Exercise task >> Lines holding the string "screenshot" are the ones to copy from this listing.

Input records >>
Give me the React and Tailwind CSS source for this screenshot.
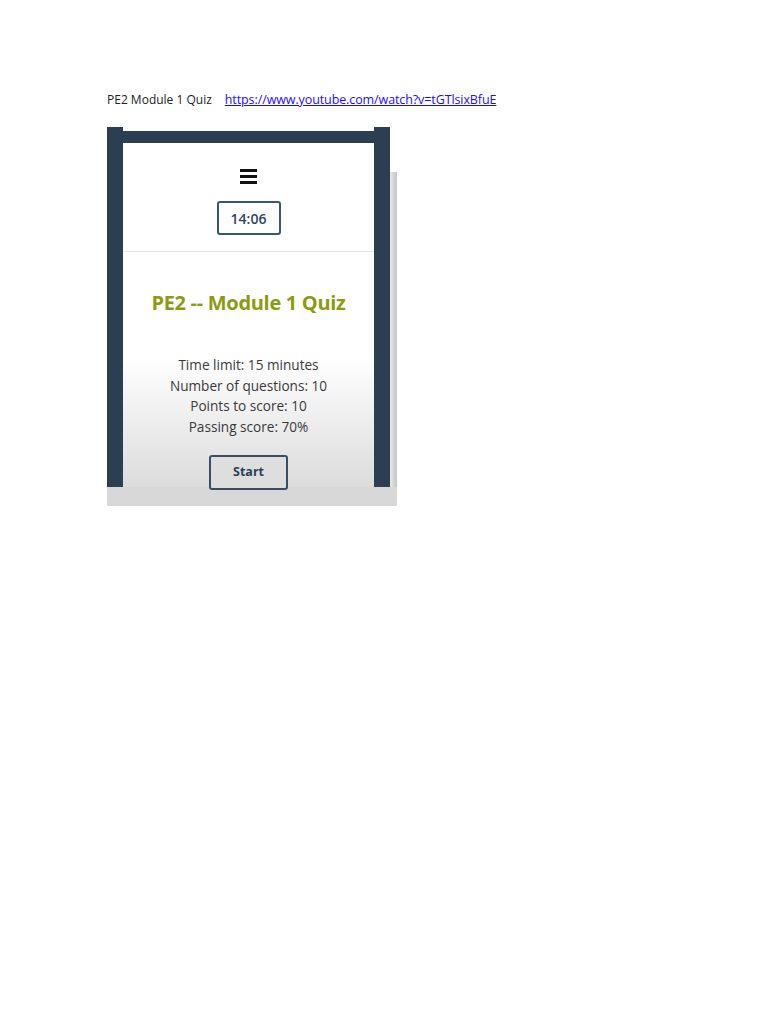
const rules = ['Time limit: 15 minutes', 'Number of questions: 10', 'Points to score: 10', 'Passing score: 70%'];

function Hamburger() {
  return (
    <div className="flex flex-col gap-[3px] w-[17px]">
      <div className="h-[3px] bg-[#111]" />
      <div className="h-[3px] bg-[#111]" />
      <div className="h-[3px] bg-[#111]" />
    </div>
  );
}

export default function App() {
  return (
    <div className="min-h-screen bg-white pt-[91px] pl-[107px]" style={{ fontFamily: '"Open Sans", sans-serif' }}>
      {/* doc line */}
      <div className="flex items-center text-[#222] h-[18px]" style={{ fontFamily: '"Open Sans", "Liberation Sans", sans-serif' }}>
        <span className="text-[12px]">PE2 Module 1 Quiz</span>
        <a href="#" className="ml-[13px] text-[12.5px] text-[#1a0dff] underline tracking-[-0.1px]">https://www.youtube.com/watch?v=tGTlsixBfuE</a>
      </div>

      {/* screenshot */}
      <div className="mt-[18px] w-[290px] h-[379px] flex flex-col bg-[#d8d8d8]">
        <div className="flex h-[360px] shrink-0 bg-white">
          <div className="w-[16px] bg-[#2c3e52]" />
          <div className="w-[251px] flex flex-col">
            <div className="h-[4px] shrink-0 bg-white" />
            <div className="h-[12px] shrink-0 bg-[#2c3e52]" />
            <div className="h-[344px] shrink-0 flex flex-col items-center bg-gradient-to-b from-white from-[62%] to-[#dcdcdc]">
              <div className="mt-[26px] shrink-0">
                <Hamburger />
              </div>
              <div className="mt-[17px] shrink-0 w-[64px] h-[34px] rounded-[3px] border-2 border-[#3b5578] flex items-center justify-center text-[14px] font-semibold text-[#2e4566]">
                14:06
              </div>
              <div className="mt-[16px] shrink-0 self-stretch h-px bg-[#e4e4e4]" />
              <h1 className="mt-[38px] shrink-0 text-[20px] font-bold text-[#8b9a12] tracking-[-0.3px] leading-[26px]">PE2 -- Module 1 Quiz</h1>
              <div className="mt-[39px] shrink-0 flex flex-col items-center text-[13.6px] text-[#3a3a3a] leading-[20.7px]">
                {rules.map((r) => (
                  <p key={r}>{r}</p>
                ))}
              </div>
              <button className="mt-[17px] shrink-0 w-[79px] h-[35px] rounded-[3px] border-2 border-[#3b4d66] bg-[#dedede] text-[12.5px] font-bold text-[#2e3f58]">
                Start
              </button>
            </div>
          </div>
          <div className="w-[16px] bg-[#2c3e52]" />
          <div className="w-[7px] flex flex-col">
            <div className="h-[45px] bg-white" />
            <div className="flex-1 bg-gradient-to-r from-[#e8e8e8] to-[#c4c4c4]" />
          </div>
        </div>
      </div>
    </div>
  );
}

* * *

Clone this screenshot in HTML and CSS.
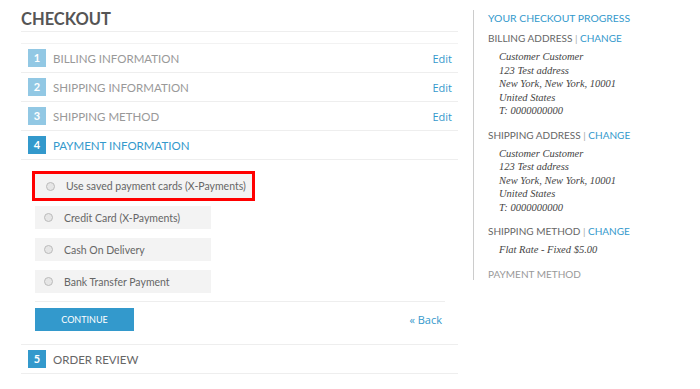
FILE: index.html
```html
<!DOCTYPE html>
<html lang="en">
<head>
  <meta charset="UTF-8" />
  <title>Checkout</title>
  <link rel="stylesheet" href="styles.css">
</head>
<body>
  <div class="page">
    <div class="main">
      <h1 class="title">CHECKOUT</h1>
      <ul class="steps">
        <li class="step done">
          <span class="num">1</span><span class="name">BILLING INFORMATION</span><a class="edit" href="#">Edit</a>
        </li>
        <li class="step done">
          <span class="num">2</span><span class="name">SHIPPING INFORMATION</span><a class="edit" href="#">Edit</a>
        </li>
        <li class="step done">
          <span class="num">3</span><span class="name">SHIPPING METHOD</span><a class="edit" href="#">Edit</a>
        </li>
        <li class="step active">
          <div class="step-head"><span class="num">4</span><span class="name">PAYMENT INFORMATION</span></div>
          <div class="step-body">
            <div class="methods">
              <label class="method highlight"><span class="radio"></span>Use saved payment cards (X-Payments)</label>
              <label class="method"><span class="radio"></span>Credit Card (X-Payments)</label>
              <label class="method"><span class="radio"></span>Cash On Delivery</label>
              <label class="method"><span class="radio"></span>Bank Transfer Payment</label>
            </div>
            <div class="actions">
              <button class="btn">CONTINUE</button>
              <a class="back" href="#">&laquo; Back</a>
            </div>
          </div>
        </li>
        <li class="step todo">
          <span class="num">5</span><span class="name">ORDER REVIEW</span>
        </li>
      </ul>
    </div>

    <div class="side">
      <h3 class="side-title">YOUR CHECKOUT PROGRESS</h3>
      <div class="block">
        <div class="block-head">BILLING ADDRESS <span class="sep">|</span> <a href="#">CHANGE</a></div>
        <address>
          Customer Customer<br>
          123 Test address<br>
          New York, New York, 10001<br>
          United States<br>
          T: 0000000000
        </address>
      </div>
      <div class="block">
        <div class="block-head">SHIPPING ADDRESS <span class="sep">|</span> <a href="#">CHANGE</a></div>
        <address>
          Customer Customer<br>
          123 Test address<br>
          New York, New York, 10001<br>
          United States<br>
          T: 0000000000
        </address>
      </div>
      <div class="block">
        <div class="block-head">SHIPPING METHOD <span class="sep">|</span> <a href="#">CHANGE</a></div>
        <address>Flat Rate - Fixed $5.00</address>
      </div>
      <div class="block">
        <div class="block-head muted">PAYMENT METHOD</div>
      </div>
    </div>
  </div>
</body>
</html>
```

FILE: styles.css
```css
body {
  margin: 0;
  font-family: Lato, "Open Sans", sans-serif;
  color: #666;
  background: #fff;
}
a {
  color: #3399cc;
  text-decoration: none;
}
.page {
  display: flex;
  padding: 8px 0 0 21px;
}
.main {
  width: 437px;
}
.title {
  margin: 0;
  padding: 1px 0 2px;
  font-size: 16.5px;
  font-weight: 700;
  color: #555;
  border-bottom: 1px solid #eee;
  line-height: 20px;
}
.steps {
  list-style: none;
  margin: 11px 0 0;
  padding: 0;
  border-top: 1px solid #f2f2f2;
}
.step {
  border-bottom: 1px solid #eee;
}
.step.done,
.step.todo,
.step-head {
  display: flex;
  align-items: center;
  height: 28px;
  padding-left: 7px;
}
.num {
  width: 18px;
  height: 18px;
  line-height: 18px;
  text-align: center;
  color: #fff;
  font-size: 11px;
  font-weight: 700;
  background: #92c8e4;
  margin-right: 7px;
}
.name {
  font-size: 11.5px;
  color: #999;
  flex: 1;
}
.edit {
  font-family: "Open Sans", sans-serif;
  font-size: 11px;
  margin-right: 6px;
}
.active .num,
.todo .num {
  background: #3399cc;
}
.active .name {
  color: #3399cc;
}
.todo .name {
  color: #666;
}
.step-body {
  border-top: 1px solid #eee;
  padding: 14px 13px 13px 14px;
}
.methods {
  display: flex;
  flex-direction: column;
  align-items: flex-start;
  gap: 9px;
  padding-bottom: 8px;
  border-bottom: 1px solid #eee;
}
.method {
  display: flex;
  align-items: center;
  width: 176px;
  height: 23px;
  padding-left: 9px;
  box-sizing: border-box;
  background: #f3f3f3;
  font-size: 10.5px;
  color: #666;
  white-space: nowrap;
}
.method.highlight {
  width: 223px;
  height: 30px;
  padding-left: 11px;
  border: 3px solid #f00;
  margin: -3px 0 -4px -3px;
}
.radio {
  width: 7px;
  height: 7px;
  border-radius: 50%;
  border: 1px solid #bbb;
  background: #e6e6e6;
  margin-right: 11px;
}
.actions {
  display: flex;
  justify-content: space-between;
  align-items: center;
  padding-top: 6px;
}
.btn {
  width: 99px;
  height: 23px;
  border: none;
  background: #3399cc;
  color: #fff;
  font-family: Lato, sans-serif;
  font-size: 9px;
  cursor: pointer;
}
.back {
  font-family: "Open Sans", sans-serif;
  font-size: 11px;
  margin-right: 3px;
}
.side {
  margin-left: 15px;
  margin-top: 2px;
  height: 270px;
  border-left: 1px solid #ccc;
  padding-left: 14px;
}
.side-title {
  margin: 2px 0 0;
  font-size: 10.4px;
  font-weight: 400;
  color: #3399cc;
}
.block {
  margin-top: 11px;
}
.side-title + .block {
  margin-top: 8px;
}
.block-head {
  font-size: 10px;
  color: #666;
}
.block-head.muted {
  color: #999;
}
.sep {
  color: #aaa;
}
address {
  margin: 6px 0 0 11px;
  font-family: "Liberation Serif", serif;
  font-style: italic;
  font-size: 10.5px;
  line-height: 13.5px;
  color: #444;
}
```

Output for this exercise >>
Give me the React and Tailwind CSS source for this screenshot.
      {/* screenshot */}
Clone this screenshot in HTML and CSS.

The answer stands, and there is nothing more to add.